• Entries with page source code
┄┄┄┄┄┄

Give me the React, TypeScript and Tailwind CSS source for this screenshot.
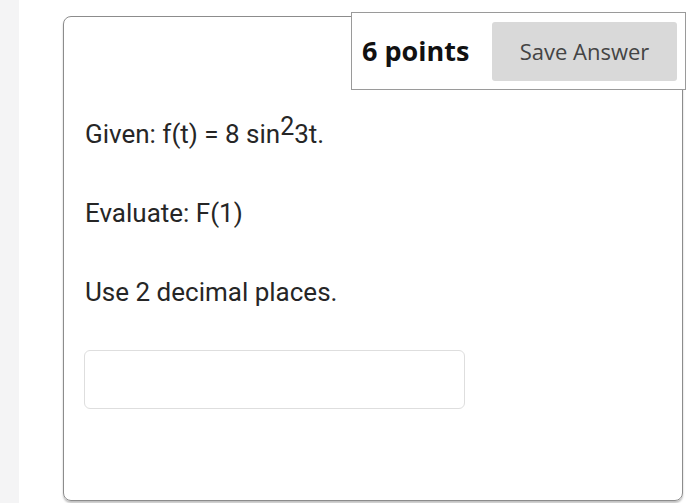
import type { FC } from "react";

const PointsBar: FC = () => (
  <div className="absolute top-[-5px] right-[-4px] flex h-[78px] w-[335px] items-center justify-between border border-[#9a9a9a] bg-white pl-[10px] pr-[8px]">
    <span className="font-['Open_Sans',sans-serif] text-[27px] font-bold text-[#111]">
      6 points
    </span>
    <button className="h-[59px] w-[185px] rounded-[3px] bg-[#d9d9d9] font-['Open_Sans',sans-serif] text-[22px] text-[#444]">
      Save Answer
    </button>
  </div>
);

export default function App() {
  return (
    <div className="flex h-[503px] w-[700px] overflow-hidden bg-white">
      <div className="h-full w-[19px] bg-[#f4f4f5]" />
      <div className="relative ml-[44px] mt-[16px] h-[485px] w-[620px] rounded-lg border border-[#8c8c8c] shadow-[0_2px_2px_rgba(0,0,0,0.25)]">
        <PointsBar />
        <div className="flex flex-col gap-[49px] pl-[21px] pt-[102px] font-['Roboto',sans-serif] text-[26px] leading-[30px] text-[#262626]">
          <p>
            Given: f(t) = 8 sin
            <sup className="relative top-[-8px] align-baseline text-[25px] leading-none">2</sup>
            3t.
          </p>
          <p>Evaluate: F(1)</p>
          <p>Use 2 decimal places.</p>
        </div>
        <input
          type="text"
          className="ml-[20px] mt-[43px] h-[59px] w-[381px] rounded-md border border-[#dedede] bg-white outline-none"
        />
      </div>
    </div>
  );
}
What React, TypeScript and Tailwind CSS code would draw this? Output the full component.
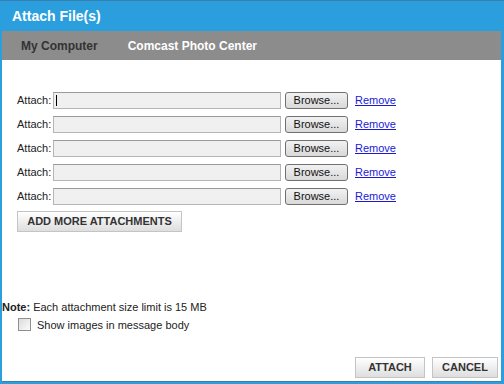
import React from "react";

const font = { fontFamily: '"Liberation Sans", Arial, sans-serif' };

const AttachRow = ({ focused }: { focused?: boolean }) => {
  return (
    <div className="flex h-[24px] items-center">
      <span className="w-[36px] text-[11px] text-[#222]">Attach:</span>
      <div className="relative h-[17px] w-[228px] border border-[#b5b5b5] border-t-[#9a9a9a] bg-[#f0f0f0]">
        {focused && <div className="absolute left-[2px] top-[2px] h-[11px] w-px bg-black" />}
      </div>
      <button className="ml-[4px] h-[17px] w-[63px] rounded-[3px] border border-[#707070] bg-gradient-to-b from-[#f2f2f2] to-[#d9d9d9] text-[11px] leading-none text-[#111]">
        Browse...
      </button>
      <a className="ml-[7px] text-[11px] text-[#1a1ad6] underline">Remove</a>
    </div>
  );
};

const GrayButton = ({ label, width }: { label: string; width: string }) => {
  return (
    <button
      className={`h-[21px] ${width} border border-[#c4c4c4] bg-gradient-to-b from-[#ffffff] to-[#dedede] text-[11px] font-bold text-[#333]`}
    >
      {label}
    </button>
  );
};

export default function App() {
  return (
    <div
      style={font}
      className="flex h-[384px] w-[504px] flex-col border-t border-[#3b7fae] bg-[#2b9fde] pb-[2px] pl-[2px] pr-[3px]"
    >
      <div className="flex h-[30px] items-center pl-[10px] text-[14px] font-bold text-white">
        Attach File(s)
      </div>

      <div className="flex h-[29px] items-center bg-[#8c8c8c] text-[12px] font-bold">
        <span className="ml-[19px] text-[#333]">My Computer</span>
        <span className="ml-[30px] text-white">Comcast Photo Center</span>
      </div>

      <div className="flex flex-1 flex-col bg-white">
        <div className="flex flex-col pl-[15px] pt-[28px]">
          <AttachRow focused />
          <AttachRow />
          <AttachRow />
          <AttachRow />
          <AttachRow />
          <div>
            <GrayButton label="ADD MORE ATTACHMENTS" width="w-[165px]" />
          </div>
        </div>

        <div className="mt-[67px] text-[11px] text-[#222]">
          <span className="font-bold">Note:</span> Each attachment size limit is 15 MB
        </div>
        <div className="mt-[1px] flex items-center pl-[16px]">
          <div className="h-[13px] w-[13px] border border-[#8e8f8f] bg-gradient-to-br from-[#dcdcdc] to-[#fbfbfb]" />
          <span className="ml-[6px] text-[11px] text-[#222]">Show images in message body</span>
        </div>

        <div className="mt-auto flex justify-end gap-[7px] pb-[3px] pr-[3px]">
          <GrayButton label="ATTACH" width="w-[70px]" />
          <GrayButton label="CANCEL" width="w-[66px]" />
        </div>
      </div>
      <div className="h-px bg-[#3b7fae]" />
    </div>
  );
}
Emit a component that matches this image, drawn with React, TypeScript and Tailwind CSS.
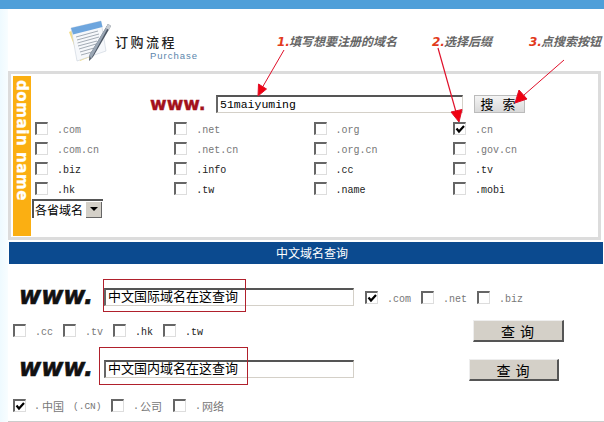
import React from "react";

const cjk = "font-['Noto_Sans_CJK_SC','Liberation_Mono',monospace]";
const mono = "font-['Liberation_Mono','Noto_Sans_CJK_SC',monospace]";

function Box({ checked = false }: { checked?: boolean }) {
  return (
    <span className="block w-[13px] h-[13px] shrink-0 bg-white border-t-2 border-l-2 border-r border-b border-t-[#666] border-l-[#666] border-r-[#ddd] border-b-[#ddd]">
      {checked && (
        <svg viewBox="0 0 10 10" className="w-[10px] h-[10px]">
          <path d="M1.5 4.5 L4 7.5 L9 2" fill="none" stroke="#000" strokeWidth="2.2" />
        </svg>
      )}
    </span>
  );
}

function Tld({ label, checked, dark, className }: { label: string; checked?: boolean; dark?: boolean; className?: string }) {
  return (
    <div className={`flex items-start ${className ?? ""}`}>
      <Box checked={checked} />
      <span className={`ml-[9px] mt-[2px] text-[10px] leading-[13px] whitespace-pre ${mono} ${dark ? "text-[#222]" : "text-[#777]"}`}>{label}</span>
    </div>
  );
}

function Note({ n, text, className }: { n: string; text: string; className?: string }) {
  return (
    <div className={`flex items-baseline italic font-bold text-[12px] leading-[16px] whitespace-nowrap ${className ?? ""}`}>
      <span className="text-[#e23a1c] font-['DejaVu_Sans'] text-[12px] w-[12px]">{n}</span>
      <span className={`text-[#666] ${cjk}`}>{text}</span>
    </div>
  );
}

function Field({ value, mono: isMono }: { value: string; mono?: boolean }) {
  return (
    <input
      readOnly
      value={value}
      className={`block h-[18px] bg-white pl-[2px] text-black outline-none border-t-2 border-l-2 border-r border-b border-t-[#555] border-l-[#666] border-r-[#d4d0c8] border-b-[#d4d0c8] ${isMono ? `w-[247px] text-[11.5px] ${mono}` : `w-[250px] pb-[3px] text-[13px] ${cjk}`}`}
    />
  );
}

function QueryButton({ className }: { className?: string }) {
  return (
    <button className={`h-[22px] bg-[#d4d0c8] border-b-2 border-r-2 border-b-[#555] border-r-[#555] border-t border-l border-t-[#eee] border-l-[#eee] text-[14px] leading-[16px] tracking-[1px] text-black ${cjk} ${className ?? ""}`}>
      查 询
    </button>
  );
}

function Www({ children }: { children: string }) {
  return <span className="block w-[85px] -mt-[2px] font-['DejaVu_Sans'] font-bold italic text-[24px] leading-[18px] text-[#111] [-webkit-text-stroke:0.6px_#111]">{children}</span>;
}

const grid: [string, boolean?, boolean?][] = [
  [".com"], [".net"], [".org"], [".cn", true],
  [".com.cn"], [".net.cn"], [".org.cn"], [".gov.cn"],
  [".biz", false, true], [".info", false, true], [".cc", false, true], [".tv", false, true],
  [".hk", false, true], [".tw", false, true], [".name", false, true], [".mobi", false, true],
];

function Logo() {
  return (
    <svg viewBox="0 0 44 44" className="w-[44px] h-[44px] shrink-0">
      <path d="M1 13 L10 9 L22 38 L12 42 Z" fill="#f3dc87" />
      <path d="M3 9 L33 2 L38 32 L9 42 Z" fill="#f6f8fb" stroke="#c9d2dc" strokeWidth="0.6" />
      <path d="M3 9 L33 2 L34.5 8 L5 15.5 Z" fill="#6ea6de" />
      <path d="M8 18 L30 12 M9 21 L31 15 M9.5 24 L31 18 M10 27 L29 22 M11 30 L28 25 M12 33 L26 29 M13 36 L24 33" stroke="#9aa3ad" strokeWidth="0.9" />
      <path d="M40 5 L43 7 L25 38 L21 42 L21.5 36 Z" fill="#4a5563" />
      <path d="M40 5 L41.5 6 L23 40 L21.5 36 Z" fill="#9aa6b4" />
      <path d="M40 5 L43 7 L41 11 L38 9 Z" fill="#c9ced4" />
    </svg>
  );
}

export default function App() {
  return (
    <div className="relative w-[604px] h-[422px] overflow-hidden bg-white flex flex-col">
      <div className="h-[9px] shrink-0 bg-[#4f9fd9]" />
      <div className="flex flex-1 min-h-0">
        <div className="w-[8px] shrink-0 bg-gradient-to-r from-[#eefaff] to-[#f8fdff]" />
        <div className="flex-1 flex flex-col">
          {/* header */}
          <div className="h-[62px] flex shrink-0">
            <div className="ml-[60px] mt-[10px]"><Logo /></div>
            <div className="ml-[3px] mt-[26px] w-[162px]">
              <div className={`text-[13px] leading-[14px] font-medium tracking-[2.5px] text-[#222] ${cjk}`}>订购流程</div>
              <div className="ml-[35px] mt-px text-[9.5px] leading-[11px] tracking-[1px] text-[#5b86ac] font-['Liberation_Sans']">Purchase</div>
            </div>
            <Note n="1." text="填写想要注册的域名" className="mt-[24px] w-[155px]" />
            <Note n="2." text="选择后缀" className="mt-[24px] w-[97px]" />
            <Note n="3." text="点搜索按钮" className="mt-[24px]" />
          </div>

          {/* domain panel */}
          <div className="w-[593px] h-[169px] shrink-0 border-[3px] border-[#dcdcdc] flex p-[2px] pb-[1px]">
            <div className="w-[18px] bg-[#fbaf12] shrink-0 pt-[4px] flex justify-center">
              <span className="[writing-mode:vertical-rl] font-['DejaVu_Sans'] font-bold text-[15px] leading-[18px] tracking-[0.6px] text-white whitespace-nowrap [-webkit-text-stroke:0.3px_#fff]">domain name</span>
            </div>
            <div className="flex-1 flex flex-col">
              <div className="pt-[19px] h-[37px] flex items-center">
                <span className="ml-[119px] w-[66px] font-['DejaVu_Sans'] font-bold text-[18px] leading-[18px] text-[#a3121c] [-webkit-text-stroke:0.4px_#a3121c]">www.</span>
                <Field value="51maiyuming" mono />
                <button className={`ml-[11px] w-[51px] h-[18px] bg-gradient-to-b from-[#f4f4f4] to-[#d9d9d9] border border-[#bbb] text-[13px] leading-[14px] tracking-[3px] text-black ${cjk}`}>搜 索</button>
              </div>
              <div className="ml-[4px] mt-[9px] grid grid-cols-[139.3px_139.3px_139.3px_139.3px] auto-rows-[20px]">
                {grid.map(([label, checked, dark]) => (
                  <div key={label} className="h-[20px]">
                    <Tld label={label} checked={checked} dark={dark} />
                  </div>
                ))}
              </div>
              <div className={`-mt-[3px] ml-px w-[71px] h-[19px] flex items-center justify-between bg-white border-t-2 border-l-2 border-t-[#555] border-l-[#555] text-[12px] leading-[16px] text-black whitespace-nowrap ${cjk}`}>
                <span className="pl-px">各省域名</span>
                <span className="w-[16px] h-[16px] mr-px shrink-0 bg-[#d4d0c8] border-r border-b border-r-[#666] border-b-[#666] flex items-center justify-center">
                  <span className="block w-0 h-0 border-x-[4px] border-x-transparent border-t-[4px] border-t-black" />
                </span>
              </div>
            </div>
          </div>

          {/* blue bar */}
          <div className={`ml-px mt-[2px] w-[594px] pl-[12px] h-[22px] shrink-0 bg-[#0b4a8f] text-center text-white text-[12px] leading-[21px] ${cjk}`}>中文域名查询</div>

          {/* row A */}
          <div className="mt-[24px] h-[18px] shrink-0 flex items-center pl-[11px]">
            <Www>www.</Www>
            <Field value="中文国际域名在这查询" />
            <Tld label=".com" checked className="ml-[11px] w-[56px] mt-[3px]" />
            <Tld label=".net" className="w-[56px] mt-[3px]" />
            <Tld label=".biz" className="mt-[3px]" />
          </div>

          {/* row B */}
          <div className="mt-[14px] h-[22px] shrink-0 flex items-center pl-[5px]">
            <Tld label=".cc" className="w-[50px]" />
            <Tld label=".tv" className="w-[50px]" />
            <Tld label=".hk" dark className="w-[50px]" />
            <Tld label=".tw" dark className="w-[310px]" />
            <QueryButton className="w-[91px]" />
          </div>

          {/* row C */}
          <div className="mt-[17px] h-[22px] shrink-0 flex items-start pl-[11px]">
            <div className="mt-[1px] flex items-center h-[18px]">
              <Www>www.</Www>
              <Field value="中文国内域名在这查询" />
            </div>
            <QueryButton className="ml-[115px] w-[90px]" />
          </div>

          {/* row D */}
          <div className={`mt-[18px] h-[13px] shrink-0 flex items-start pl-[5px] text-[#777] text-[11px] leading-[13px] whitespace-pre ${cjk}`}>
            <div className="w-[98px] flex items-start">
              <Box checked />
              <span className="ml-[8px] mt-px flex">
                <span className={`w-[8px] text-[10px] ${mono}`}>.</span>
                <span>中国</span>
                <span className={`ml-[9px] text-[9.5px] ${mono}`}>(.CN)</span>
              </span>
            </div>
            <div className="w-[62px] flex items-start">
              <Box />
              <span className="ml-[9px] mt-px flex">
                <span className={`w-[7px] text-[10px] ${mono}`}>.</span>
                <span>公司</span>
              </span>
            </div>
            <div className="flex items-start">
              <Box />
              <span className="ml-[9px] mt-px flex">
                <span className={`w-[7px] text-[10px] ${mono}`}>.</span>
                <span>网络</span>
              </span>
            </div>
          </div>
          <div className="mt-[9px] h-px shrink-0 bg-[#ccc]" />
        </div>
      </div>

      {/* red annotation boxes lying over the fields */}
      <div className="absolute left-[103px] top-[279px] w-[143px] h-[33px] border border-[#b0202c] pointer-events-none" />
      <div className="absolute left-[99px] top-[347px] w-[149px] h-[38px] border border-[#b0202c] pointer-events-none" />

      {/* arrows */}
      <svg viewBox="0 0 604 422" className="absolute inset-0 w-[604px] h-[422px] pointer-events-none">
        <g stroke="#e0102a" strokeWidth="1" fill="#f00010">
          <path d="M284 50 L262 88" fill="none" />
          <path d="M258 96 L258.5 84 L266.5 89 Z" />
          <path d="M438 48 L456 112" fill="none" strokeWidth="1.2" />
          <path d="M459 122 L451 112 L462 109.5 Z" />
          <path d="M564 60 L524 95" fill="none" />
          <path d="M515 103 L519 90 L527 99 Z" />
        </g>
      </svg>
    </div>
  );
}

┄┄┄┄┄┄

Pick out every line holding the string "TypeScript" and return it.

• WRITTEN ANSWER
Give me the React, TypeScript and Tailwind CSS source for this screenshot.
What React, TypeScript and Tailwind CSS code would draw this? Output the full component.
Emit a component that matches this image, drawn with React, TypeScript and Tailwind CSS.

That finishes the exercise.